Norwegian farmer, teacher, writer and politician

Jørund Telnes (10 January 1845 – 3 February 1892) was a Norwegian farmer, teacher, writer and politician. Today he is most commonly associated with his book Soga om Sterke-Nils about :no:Sterke-Nils (1722–1800), the legendary strongman from Telemark.

Telnes was born at Seljord Municipality in Telemark, Norway. He was the son of Nils Sigurdsson Forberg (1815–1874) and Ingebjørg Jørgensdotter Telnes (1825–1916). He was educated at the seminary in Kviteseid Municipality and later founded a folk high school. In 1874 he took over the Telnes farm (Telnes i Seljord herad). He served as mayor of Seljord from 1878 to 1884.

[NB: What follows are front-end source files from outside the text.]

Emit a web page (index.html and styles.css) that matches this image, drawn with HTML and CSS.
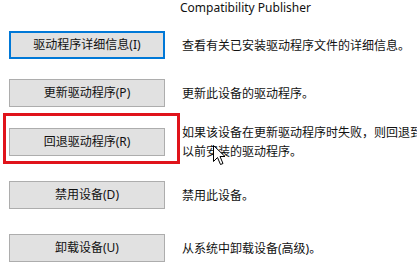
FILE: index.html
```html
<!DOCTYPE html>
<html lang="zh-CN">
<head>
<meta charset="utf-8">
<link rel="stylesheet" href="styles.css">
</head>
<body>
<div class="page">
  <div class="header">Compatibility Publisher</div>
  <div class="row r1">
    <button class="btn focused">驱动程序详细信息(I)</button>
    <div class="desc">查看有关已安装驱动程序文件的详细信息。</div>
  </div>
  <div class="row r2">
    <button class="btn">更新驱动程序(P)</button>
    <div class="desc">更新此设备的驱动程序。</div>
  </div>
  <div class="row r3">
    <button class="btn">回退驱动程序(R)</button>
    <div class="desc wrap">如果该设备在更新驱动程序时失败，则回退到以前安装的驱动程序。</div>
  </div>
  <div class="row r4">
    <button class="btn">禁用设备(D)</button>
    <div class="desc">禁用此设备。</div>
  </div>
  <div class="row r5">
    <button class="btn">卸载设备(U)</button>
    <div class="desc">从系统中卸载设备(高级)。</div>
  </div>
  <div class="highlight"></div>
  <svg class="cursor" width="13" height="21" viewBox="0 0 13 21">
    <path d="M0.5 0.5 L0.5 16.5 L4.5 12.5 L7.5 19.5 L10 18.5 L7 11.5 L12 11.5 Z" fill="#fff" stroke="#000" stroke-width="1" stroke-linejoin="miter"/>
  </svg>
</div>
</body>
</html>
```
FILE: styles.css
```css
html, body {
  margin: 0;
  padding: 0;
  background: #fff;
  overflow: hidden;
}
.page {
  position: relative;
  width: 417px;
  height: 280px;
  overflow: hidden;
  font-family: "Noto Sans", "Noto Sans CJK SC", sans-serif;
  font-size: 12px;
  color: #111;
}
.header {
  padding-left: 180px;
  height: 16px;
  line-height: 16px;
  white-space: nowrap;
}
.row {
  display: flex;
  align-items: center;
  padding-left: 9px;
}
.r1 { margin-top: 15px; }
.r2 { margin-top: 20px; }
.r3 { margin-top: 16px; }
.r4 { margin-top: 20px; }
.r5 { margin-top: 25px; }
.btn {
  box-sizing: border-box;
  width: 156px;
  height: 28px;
  flex: none;
  margin: 0;
  padding: 0;
  background: #e1e1e1;
  border: 1px solid #adadad;
  font-family: "Noto Sans", "Noto Sans CJK SC", sans-serif;
  font-size: 12px;
  color: #111;
  line-height: 26px;
  text-align: center;
}
.btn.focused {
  border: 2px solid #0078d7;
  line-height: 24px;
}
.desc {
  margin-left: 17px;
  white-space: nowrap;
  line-height: 19px;
}
.desc.wrap {
  white-space: normal;
  width: 242px;
  flex: none;
}
.highlight {
  position: absolute;
  left: 3px;
  top: 113px;
  width: 171px;
  height: 45px;
  border: 3px solid #e0131b;
}
.cursor {
  position: absolute;
  left: 213px;
  top: 145px;
}
```
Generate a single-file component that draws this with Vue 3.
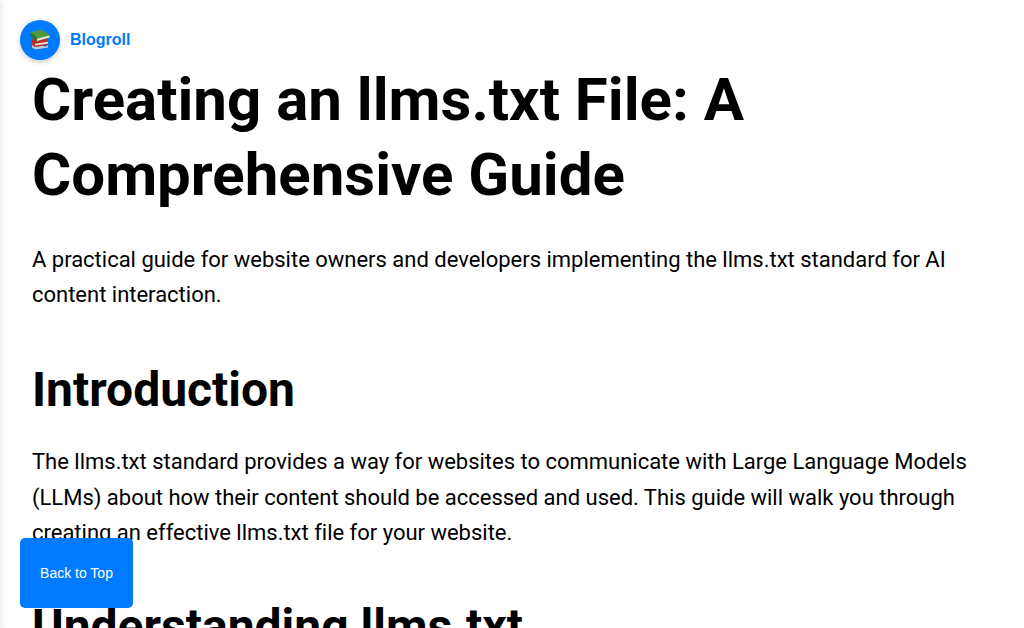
<script setup>
</script>

<template>
  <div class="page">
    <div class="edge"></div>
    <a class="brand">
      <span class="logo">
        <svg class="books" width="24" height="24" viewBox="0 0 24 24">
          <path d="M4 17.5 L18 19.5 L20 18 L20 20.5 L7.5 22.5 L4 20.5 Z" fill="#c9c5d6" />
          <path d="M3.5 12 L16 10.5 L20 12.5 L20 18 L7 20 L3.5 17.5 Z" fill="#b9302a" />
          <path d="M7 16.8 L20 14.8 L20 16.6 L7 18.6 Z" fill="#f0e6dc" />
          <path d="M2.5 5.5 L13 2.5 L21.5 7.5 L21.5 10.5 L9 14 L3 9.5 Z" fill="#4f9a3f" />
          <path d="M9 11.7 L21.5 8.5 L21.5 10.5 L9 14 Z" fill="#e9e4d2" />
          <path d="M2.5 5.5 L3 9.5 L9 14 L9 10.5 Z" fill="#2f6f2e" />
        </svg>
      </span>
      <span class="brand-name">Blogroll</span>
    </a>

    <main class="content">
      <h1>Creating an llms.txt File: A Comprehensive Guide</h1>
      <p>A practical guide for website owners and developers implementing the llms.txt standard for AI content interaction.</p>
      <h2>Introduction</h2>
      <p>The llms.txt standard provides a way for websites to communicate with Large Language Models (LLMs) about how their content should be accessed and used. This guide will walk you through creating an effective llms.txt file for your website.</p>
      <h2>Understanding llms.txt</h2>
    </main>

    <button class="top-btn">Back to Top</button>
  </div>
</template>

<style>
html, body { margin: 0; background: #fff; overflow: hidden; }
</style>

<style scoped>
.page {
  position: relative;
  width: 1024px;
  height: 628px;
  overflow: hidden;
  background: #fff;
  color: #000;
  font-family: Roboto, sans-serif;
}
.edge {
  position: absolute;
  left: -10px;
  top: 0;
  width: 10px;
  height: 100%;
  box-shadow: 0 0 8px rgba(0, 0, 0, 0.15);
}
.brand {
  position: absolute;
  left: 20px;
  top: 20px;
  display: flex;
  align-items: center;
  gap: 10px;
}
.logo {
  width: 40px;
  height: 40px;
  border-radius: 50%;
  background: #007bff;
  box-shadow: 0 2px 5px rgba(0, 0, 0, 0.2);
  display: flex;
  align-items: center;
  justify-content: center;
}
.books {
  margin-top: -2px;
}
.brand-name {
  font-family: "Liberation Sans", Arial, sans-serif;
  font-size: 16px;
  font-weight: 700;
  color: #007bff;
}
.content {
  padding: 62px 32px 0;
}
h1 {
  margin: 0 0 30px;
  font-size: 60px;
  line-height: 75px;
  font-weight: 700;
}
h2 {
  margin: 47px 0 24.3px;
  font-size: 48px;
  line-height: 60px;
  font-weight: 700;
}
p {
  margin: 0;
  font-size: 22px;
  line-height: 35.4px;
  letter-spacing: -0.01px;
}
.top-btn {
  position: absolute;
  left: 20px;
  top: 538px;
  width: 113px;
  height: 70px;
  border: 0;
  border-radius: 5px;
  background: #007bff;
  color: #fff;
  font-family: "Liberation Sans", Arial, sans-serif;
  font-size: 14px;
}
</style>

From a young age Telnes wrote poems. He debuted his published writing in 1877. Among his literary works was the poetry collection Kvæe from 1878 and the song collection Guro Heddelid which was based on a 14th-century myth.

==Selected works==
- Soga om Sterke-Nils (1877)
- Kvæe (1878)
- Rupe-Ber (1878)
- Guro Heddelid (1880)
- Vetle Venehaug (1887)
- Netar (1890)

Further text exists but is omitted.